### Task prompt
Scan the data that follows and count the lines with the string "TypeScript"; answer with the count alone.

### Data records
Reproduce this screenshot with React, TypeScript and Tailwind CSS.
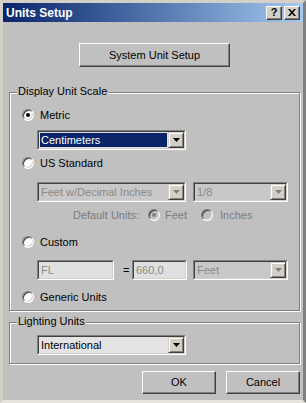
import React from 'react'

const font = "font-['Liberation_Sans',Arial,sans-serif]"

const Radio: React.FC<{ checked?: boolean; disabled?: boolean }> = ({ checked, disabled }) => (
  <div className={`relative h-[12px] w-[12px] shrink-0 rounded-full border border-t-[#808080] border-l-[#808080] border-r-white border-b-white shadow-[inset_1px_1px_0_#404040,inset_-1px_-1px_0_#d4d0c8] ${disabled ? 'bg-[#c0c0c0]' : 'bg-white'}`}>
    {checked && (
      <div className={`absolute left-[3px] top-[3px] h-[4px] w-[4px] rounded-full ${disabled ? 'bg-[#808080]' : 'bg-black'}`} />
    )}
  </div>
)

const Arrow: React.FC<{ disabled?: boolean }> = ({ disabled }) => (
  <div className="flex h-full w-[16px] shrink-0 items-center justify-center border border-t-[#d4d0c8] border-l-[#d4d0c8] border-r-[#404040] border-b-[#404040] bg-[#d4d0c8] shadow-[inset_1px_1px_0_#fff,inset_-1px_-1px_0_#808080]">
    <svg width="7" height="4" viewBox="0 0 7 4">
      <path d="M0 0h7L3.5 4z" fill={disabled ? '#808080' : '#000'} />
    </svg>
  </div>
)

// sunken combobox / edit field
const Combo: React.FC<{ value: string; className: string; selected?: boolean; disabled?: boolean; noArrow?: boolean; fill?: string }>
  = ({ value, className, selected, disabled, noArrow, fill }) => (
    <div className={`h-[20px] shrink-0 border border-t-[#808080] border-l-[#808080] border-r-white border-b-white ${className}`}>
      <div className={`flex h-full border border-t-[#404040] border-l-[#404040] border-r-[#d4d0c8] border-b-[#d4d0c8] ${fill ?? 'bg-[#e4e4e4]'}`}>
        <div className="flex min-w-0 flex-1 items-center p-[1px]">
          <div className={`flex h-full flex-1 items-center px-[1px] ${selected ? 'bg-[#0a246a] text-white' : disabled ? 'text-[#8a8a8a]' : 'text-black'}`}>
            {value}
          </div>
        </div>
        {!noArrow && <Arrow disabled={disabled} />}
      </div>
    </div>
  )

const Button: React.FC<{ label: string; className: string }> = ({ label, className }) => (
  <div className={`flex items-center justify-center border border-t-white border-l-white border-r-[#404040] border-b-[#404040] bg-[#c0c0c0] text-black shadow-[inset_-1px_-1px_0_#808080] ${className}`}>
    {label}
  </div>
)

const Group: React.FC<{ label: string; className: string; children: React.ReactNode }> = ({ label, className, children }) => (
  <div className={`relative ml-[6px] w-[291px] border border-[#808080] shadow-[inset_1px_1px_0_#fff,1px_1px_0_#fff] ${className}`}>
    <div className="absolute -top-[8px] left-[7px] bg-[#c0c0c0] px-[1px] leading-[13px]">{label}</div>
    {children}
  </div>
)

const RadioRow: React.FC<{ label: string; checked?: boolean; className: string }> = ({ label, checked, className }) => (
  <div className={`flex h-[16px] items-center pl-[12px] ${className}`}>
    <Radio checked={checked} />
    <span className="ml-[6px]">{label}</span>
  </div>
)

export default function App() {
  return (
    <div className={`h-[403px] w-[306px] bg-[#c0c0c0] text-[11px] text-black ${font}`}>
      <div className="flex h-[403px] w-[306px] flex-col border-[3px] border-t-[#d4d0c8] border-l-[#d4d0c8] border-r-[#808080] border-b-[#e8e4dc]">
        {/* title bar */}
        <div className="flex h-[19px] shrink-0 items-center justify-between bg-gradient-to-r from-[#0a246a] to-[#a6caf0] pl-[3px] pr-[3px]">
          <span className="text-[12px] font-bold text-white">Units Setup</span>
          <div className="flex gap-[2px]">
            <div className="flex h-[14px] w-[16px] items-center justify-center border border-t-white border-l-white border-r-[#404040] border-b-[#404040] bg-[#d4d0c8] text-[11px] font-bold leading-none shadow-[inset_-1px_-1px_0_#808080]">?</div>
            <div className="flex h-[14px] w-[16px] items-center justify-center border border-t-white border-l-white border-r-[#404040] border-b-[#404040] bg-[#d4d0c8] shadow-[inset_-1px_-1px_0_#808080]">
              <svg width="8" height="7" viewBox="0 0 8 7">
                <path d="M0 0h2l2 2.5L6 0h2L5 3.5 8 7H6L4 4.5 2 7H0l3-3.5z" fill="#000" />
              </svg>
            </div>
          </div>
        </div>

        <Button label="System Unit Setup" className="ml-[76px] mt-[21px] h-[24px] w-[151px]" />

        <Group label="Display Unit Scale" className="mt-[25px] h-[219px]">
          <RadioRow label="Metric" checked className="mt-[14px]" />
          <Combo value="Centimeters" selected className="ml-[27px] mt-[7px] w-[149px]" />
          <RadioRow label="US Standard" className="mt-[5px]" />
          <div className="ml-[27px] mt-[11px] flex gap-[7px]">
            <Combo value="Feet w/Decimal Inches" disabled fill="bg-[#c8c8c8]" className="w-[149px]" />
            <Combo value="1/8" disabled fill="bg-[#c8c8c8]" className="w-[95px]" />
          </div>
          <div className="ml-[63px] mt-[5px] flex h-[16px] items-center text-[#7c7c7c]">
            <span>Default Units:</span>
            <div className="ml-[9px]"><Radio checked disabled /></div>
            <span className="ml-[5px]">Feet</span>
            <div className="ml-[14px]"><Radio disabled /></div>
            <span className="ml-[7px]">Inches</span>
          </div>
          <RadioRow label="Custom" className="mt-[11px]" />
          <div className="ml-[27px] mt-[10px] flex items-center">
            <Combo value="FL" disabled noArrow fill="bg-[#e0e0e0]" className="w-[77px]" />
            <span className="ml-[9px] w-[9px]">=</span>
            <Combo value="660,0" disabled noArrow fill="bg-[#e0e0e0]" className="w-[55px]" />
            <Combo value="Feet" disabled fill="bg-[#c8c8c8]" className="ml-[6px] w-[95px]" />
          </div>
          <RadioRow label="Generic Units" className="mt-[9px]" />
        </Group>

        <Group label="Lighting Units" className="mt-[11px] h-[42px]">
          <Combo value="International" className="ml-[27px] mt-[12px] w-[149px]" />
        </Group>

        <div className="ml-[6px] mt-[7px] flex w-[291px] justify-end gap-[10px]">
          <Button label="OK" className="h-[23px] w-[74px]" />
          <Button label="Cancel" className="h-[23px] w-[74px]" />
        </div>
      </div>
    </div>
  )
}
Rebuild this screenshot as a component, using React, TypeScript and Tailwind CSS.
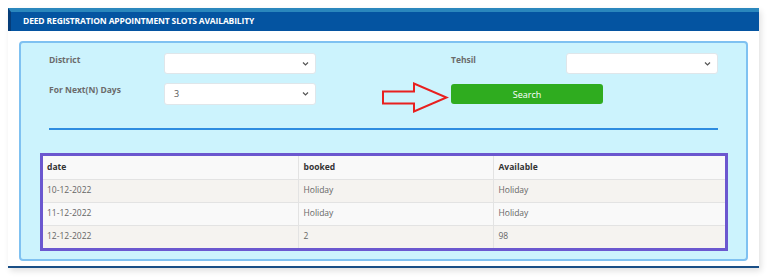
import React from 'react';

const FONT = { fontFamily: '"Open Sans", "Noto Sans", Arial, sans-serif' };

const rows = [
  { date: '10-12-2022', booked: 'Holiday', available: 'Holiday' },
  { date: '11-12-2022', booked: 'Holiday', available: 'Holiday' },
  { date: '12-12-2022', booked: '2', available: '98' },
];

const Chevron = () => (
  <svg width="7" height="5" viewBox="0 0 7 5" className="absolute right-[6px] top-1/2 -translate-y-1/2">
    <path d="M1 1 L3.5 3.5 L6 1" fill="none" stroke="#555" strokeWidth="1.2" />
  </svg>
);

const FakeSelect = ({ value, tall }: { value?: string; tall?: boolean }) => (
  <div className={`relative w-[152px] ${tall ? 'h-[22px]' : 'h-[21px]'} bg-white border border-[#dfe6ea] rounded-[3px] flex items-center pl-[9px] text-[9px] text-[#555]`}>
    {value}
    <Chevron />
  </div>
);

export default function App() {
  return (
    <div className="w-[768px] h-[278px] bg-white pt-[8px] pl-[8px]" style={FONT}>
      <div className="w-[751px] h-[260px] bg-white shadow-[2px_3px_6px_rgba(0,0,0,0.12)] border-b-2 border-[#1a4f86] flex flex-col">
        {/* title bar */}
        <div className="h-[23px] bg-[#0454a1] border-t-[4px] border-t-[#2a87bd] border-l-[3px] border-l-[#053c78] flex items-center pl-[12px]">
          <span className="text-white font-bold text-[8.5px] tracking-[-0.15px] leading-none">
            DEED REGISTRATION APPOINTMENT SLOTS AVAILABILITY
          </span>
        </div>

        {/* panel */}
        <div className="relative mt-[10px] ml-[11px] w-[729px] h-[220px] bg-[#ccf3fd] border-2 border-[#7fc1f1] rounded-[4px] pt-[10px] px-[28px]">
          <div className="grid grid-cols-[267px_267px] gap-x-[135px] gap-y-[9px]">
            <div className="flex items-start">
              <span className="w-[115px] text-[8.5px] font-bold text-[#6b6b6b] pt-[1px]">District</span>
              <FakeSelect />
            </div>
            <div className="flex items-start">
              <span className="w-[115px] text-[8.5px] font-bold text-[#6b6b6b] pt-[1px]">Tehsil</span>
              <FakeSelect />
            </div>
            <div className="flex items-start">
              <span className="w-[115px] text-[8.5px] font-bold text-[#6b6b6b] pt-[1px]">For Next(N) Days</span>
              <FakeSelect value="3" tall />
            </div>
            <div className="flex items-start pt-[1px]">
              <button className="w-[152px] h-[20px] bg-[#2fac1f] rounded-[3px] text-white text-[9px] leading-none">
                Search
              </button>
            </div>
          </div>

          {/* annotation arrow */}
          <svg className="absolute left-[360px] top-[39px]" width="68" height="32" viewBox="0 0 68 32">
            <polygon points="2,9.5 33,9.5 33,1.5 65.5,15.5 33,29.5 33,21.5 2,21.5" fill="none" stroke="#e8201f" strokeWidth="2" strokeLinejoin="miter" />
          </svg>

          <div className="mt-[23px] h-[2px] bg-[#2e8ce0]" />

          {/* results table */}
          <div className="mt-[23px] -ml-[9px] w-[688px] border-[3px] border-[#6b57cf]">
            <table className="w-full border-collapse text-[8.5px]">
              <thead>
                <tr className="h-[23px] bg-[#f9f9f9] border-b border-[#e3e3e3]">
                  <th className="w-[255px] text-left font-bold text-[#333] pl-[4px] border-r border-[#e3e3e3]">date</th>
                  <th className="w-[195px] text-left font-bold text-[#333] pl-[5px] border-r border-[#e3e3e3]">booked</th>
                  <th className="text-left font-bold text-[#333] pl-[5px]">Available</th>
                </tr>
              </thead>
              <tbody>
                {rows.map((r, i) => (
                  <tr key={r.date} className={`h-[23px] ${i % 2 === 0 ? 'bg-[#f5f3f0]' : 'bg-[#f9f9f9]'} ${i < 2 ? 'border-b border-[#e3e3e3]' : ''}`}>
                    <td className="pl-[4px] text-[#666] border-r border-[#e3e3e3]">{r.date}</td>
                    <td className="pl-[5px] text-[#666] border-r border-[#e3e3e3]">{r.booked}</td>
                    <td className="pl-[5px] text-[#666]">{r.available}</td>
                  </tr>
                ))}
              </tbody>
            </table>
          </div>
        </div>
      </div>
    </div>
  );
}
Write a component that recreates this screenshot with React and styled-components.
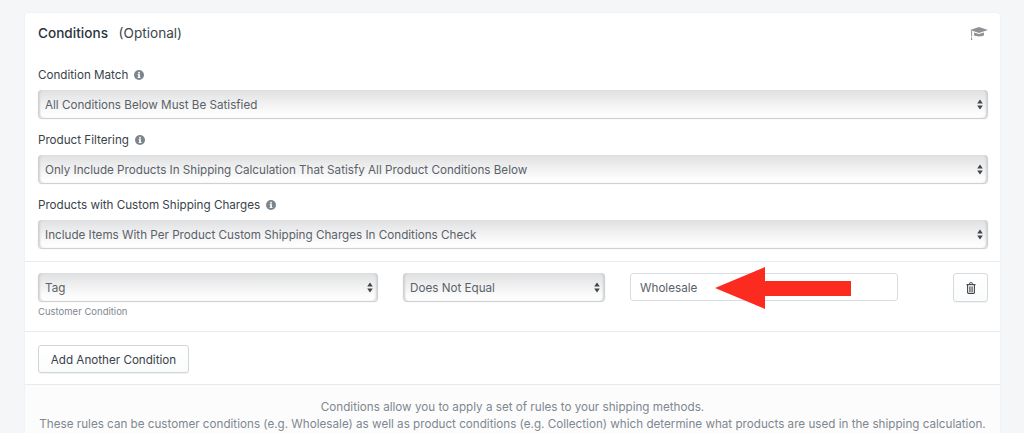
import React from "react";
import styled, { createGlobalStyle } from "styled-components";

const GlobalStyle = createGlobalStyle`
  html, body {
    margin: 0;
    padding: 0;
    height: 100%;
    overflow: hidden;
    background: #f4f6f8;
    font-family: Inter, "Liberation Sans", sans-serif;
    -webkit-font-smoothing: antialiased;
  }
  * {
    box-sizing: border-box;
  }
`;

const Page = styled.div`
  height: 433px;
  overflow: hidden;
  padding: 13px 24px 0 25px;
`;

const Card = styled.div`
  background: #fff;
  border-radius: 3px 3px 0 0;
  box-shadow: 0 0 2px rgba(63, 63, 68, 0.08);
`;

const Header = styled.div`
  height: 40px;
  padding: 12px 12px 0 13px;
  display: flex;
  justify-content: space-between;
  align-items: flex-start;
`;

const Title = styled.h2`
  margin: 0;
  font-size: 13.6px;
  line-height: 17px;
  font-weight: 500;
  color: #2b343e;
`;

const Optional = styled.span`
  margin-left: 7px;
  font-weight: 400;
  color: #3c444d;
`;

const CapIcon = styled.svg`
  margin-top: 2px;
`;

const Section = styled.div`
  padding: 14px 12px 13px 13px;
  display: flex;
  flex-direction: column;
  gap: 14px;
`;

const Field = styled.div`
  display: flex;
  flex-direction: column;
  gap: 7px;
`;

const Label = styled.div`
  display: flex;
  align-items: center;
  gap: 6px;
  height: 16px;
  font-size: 11.65px;
  line-height: 16px;
  color: #3a434b;
`;

const SelectBox = styled.div`
  height: 28px;
  width: ${(props) => props.$width || "100%"};
  padding: 2px 5px 0 7px;
  display: flex;
  align-items: center;
  justify-content: space-between;
  font-size: 11.67px;
  color: #5a6269;
  border-radius: 4px;
  background: linear-gradient(#dfe0e1, #f0f0f1 45%, #fdfdfd 85%);
  box-shadow: inset 3px 0 2px -1px #cfd0d2, inset -3px 0 2px -1px #cfd0d2,
    0 1px 1px #cacccf;
`;

const CaretIcon = styled.svg`
  margin-top: -2px;
`;

const ConditionRow = styled.div`
  border-top: 1px solid #e8ebee;
  border-bottom: 1px solid #e8ebee;
  height: 71px;
  padding: 11px 12px 0 13px;
  display: flex;
  align-items: flex-start;
`;

const Column = styled.div`
  display: flex;
  flex-direction: column;
  gap: 5px;
  margin-right: 25px;
`;

const Caption = styled.div`
  font-size: 9.5px;
  line-height: 11px;
  color: #80888f;
`;

const InputWrap = styled.div`
  position: relative;
  width: 268px;
  height: 28px;
  margin-right: 55px;
`;

const TextInput = styled.div`
  height: 100%;
  padding: 1px 9px 0;
  display: flex;
  align-items: center;
  font-size: 11.67px;
  color: #5a6269;
  background: #fff;
  border: 1px solid #d8dde2;
  border-radius: 3px;
`;

const Arrow = styled.svg`
  position: absolute;
  left: 85px;
  top: -6px;
`;

const IconButton = styled.button`
  width: 35px;
  height: 29px;
  padding: 0;
  display: flex;
  align-items: center;
  justify-content: center;
  background: linear-gradient(#fff, #fafbfb);
  border: 1px solid #d5dade;
  border-radius: 3px;
  box-shadow: 0 1px 0 rgba(22, 29, 37, 0.05);
`;

const ButtonRow = styled.div`
  height: 53px;
  padding: 13px 13px 0 13px;
  border-bottom: 1px solid #e8ebee;
`;

const Button = styled.button`
  height: 28px;
  width: 151px;
  padding: 1px 0 0;
  font-family: inherit;
  font-size: 11.65px;
  color: #3a434c;
  background: linear-gradient(#fff, #fafbfb);
  border: 1px solid #d0d5da;
  border-radius: 3px;
  box-shadow: 0 1px 0 rgba(22, 29, 37, 0.05);
`;

const Footer = styled.div`
  background: #fcfcfd;
  padding: 14px 0 0;
  height: 60px;
  text-align: center;
  font-size: 11.67px;
  line-height: 17px;
  color: #80888f;
`;

function Caret() {
  return (
    <CaretIcon width="6" height="11" viewBox="0 0 6 11">
      <path d="M3 0.5 L5.8 4.5 H0.2 Z M3 10.5 L0.2 6.5 H5.8 Z" fill="#3f464d" />
    </CaretIcon>
  );
}

function InfoIcon() {
  return (
    <svg width="10" height="10" viewBox="0 0 10 10">
      <circle cx="5" cy="5" r="5" fill="#7d858c" />
      <rect x="4.2" y="4.2" width="1.7" height="3.6" fill="#fff" />
      <rect x="3.6" y="7.1" width="2.9" height="0.9" fill="#fff" />
      <rect x="3.6" y="4.2" width="1.6" height="0.8" fill="#fff" />
      <circle cx="5" cy="2.8" r="0.95" fill="#fff" />
    </svg>
  );
}

function GraduationCap() {
  return (
    <CapIcon width="18" height="13" viewBox="0 0 18 13">
      <path d="M9 0 L18 2.9 L9 5.9 L0 2.9 Z" fill="#8e9296" />
      <path d="M4 5.4 L9 7 L14 5.4 V8.2 C12.2 9.8 5.8 9.8 4 8.2 Z" fill="#8e9296" />
      <path d="M1.6 3.6 V9" stroke="#8e9296" strokeWidth="1" />
      <path d="M0.9 13 L1.6 8.4 L2.3 13 Z" fill="#8e9296" />
    </CapIcon>
  );
}

function TrashIcon() {
  return (
    <svg width="10" height="12" viewBox="0 0 10 12" fill="none" stroke="#3f464d">
      <path d="M0.5 2.6 H9.5" strokeWidth="1.1" />
      <path d="M3.3 2.4 L3.9 0.7 H6.1 L6.7 2.4" strokeWidth="0.9" />
      <path d="M1.6 2.8 V10.6 C1.6 11.1 1.9 11.4 2.4 11.4 H7.6 C8.1 11.4 8.4 11.1 8.4 10.6 V2.8" strokeWidth="1.1" />
      <path d="M3.7 4.4 V10 M5 4.4 V10 M6.3 4.4 V10" strokeWidth="0.8" />
    </svg>
  );
}

function Select({ value, width }) {
  return (
    <SelectBox $width={width}>
      {value}
      <Caret />
    </SelectBox>
  );
}

const fields = [
  { label: "Condition Match", value: "All Conditions Below Must Be Satisfied" },
  {
    label: "Product Filtering",
    value: "Only Include Products In Shipping Calculation That Satisfy All Product Conditions Below",
  },
  {
    label: "Products with Custom Shipping Charges",
    value: "Include Items With Per Product Custom Shipping Charges In Conditions Check",
  },
];

export default function App() {
  return (
    <Page>
      <GlobalStyle />
      <Card>
        <Header>
          <Title>
            Conditions <Optional>(Optional)</Optional>
          </Title>
          <GraduationCap />
        </Header>
        <Section>
          {fields.map((field) => (
            <Field key={field.label}>
              <Label>
                {field.label}
                <InfoIcon />
              </Label>
              <Select value={field.value} />
            </Field>
          ))}
        </Section>
        <ConditionRow>
          <Column>
            <Select value="Tag" width="340px" />
            <Caption>Customer Condition</Caption>
          </Column>
          <Column>
            <Select value="Does Not Equal" width="202px" />
          </Column>
          <InputWrap>
            <TextInput>Wholesale</TextInput>
            <Arrow width="136" height="42" viewBox="0 0 136 42">
              <path d="M0 21 L50 0 V14 H136 V29 H50 V42 Z" fill="#fb2c1f" />
            </Arrow>
          </InputWrap>
          <IconButton aria-label="Delete">
            <TrashIcon />
          </IconButton>
        </ConditionRow>
        <ButtonRow>
          <Button>Add Another Condition</Button>
        </ButtonRow>
        <Footer>
          Conditions allow you to apply a set of rules to your shipping methods.
          <br />
          These rules can be customer conditions (e.g. Wholesale) as well as product conditions (e.g. Collection) which determine what products are used in the shipping calculation.
        </Footer>
      </Card>
    </Page>
  );
}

### Final answer
2